Judges in the southern city of Marseille, where the concert was to take place, convicted the four of involuntary manslaughter and injuries, while acquitting three others ordered to stand trial.
Eight other workers sustained injuries in the accident, which occurred when one of four cranes putting up metal scaffolding for the stage knocked into the structure's roof.
Charles Criscenzo, 52, of France and Charles Prow, a 23-year-old Briton, were killed at Marseille's Velodrome stadium, and one of the injured workers committed suicide two years later.
Madonna herself did not appear at the trial, saying she was not involved in the technical details and denying any pressure to build the stage more quickly. She did present her condolences to the victims' families.
After a 10-year investigation, Jacqueline Bitton, 73, at the time head of the French operations for the US concert promoter Live Nation, received the most severe sentence, a suspended two-year prison term and a fine of €20,000.

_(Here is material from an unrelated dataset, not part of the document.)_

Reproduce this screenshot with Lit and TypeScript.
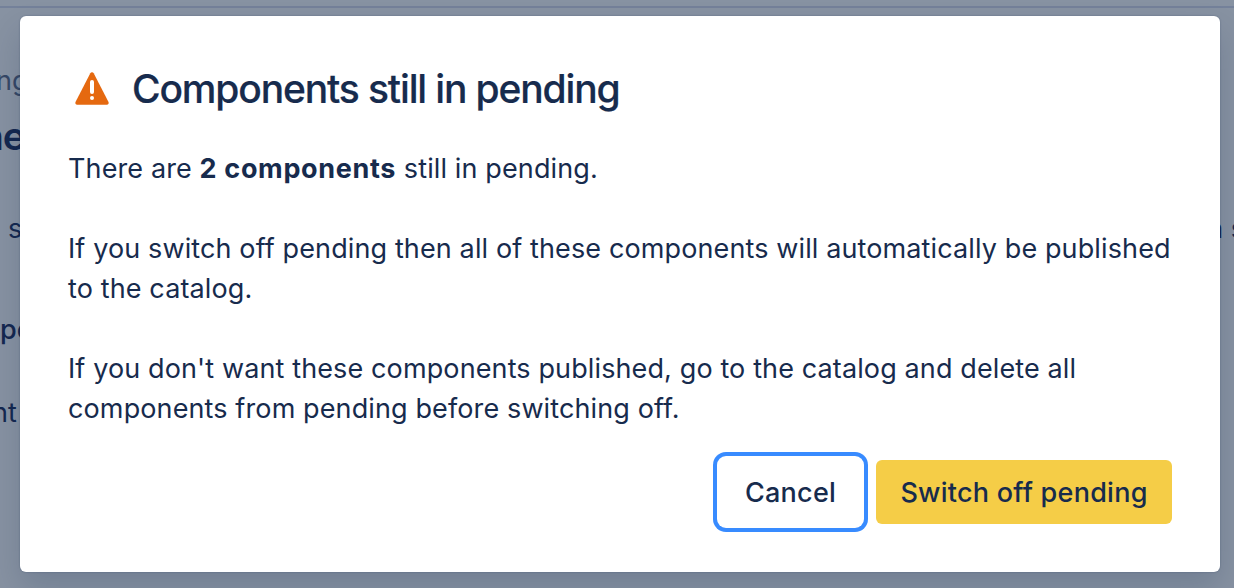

Tim Norman, 65, head of the British firm Edwin Shirley Group (ESG) that owned the stage, received a suspended two-year term as well as a €15,000 fine.
A manager at a French subcontractor hired by ESG, Tour Concept France, was given a suspended 18-month sentence and a €10,000 fine, while a British foreman hired for the job by ESG got an 18-month suspended sentence.
Live Nation France was ordered to pay a €150,000 fine, and Tour Concept €50,000.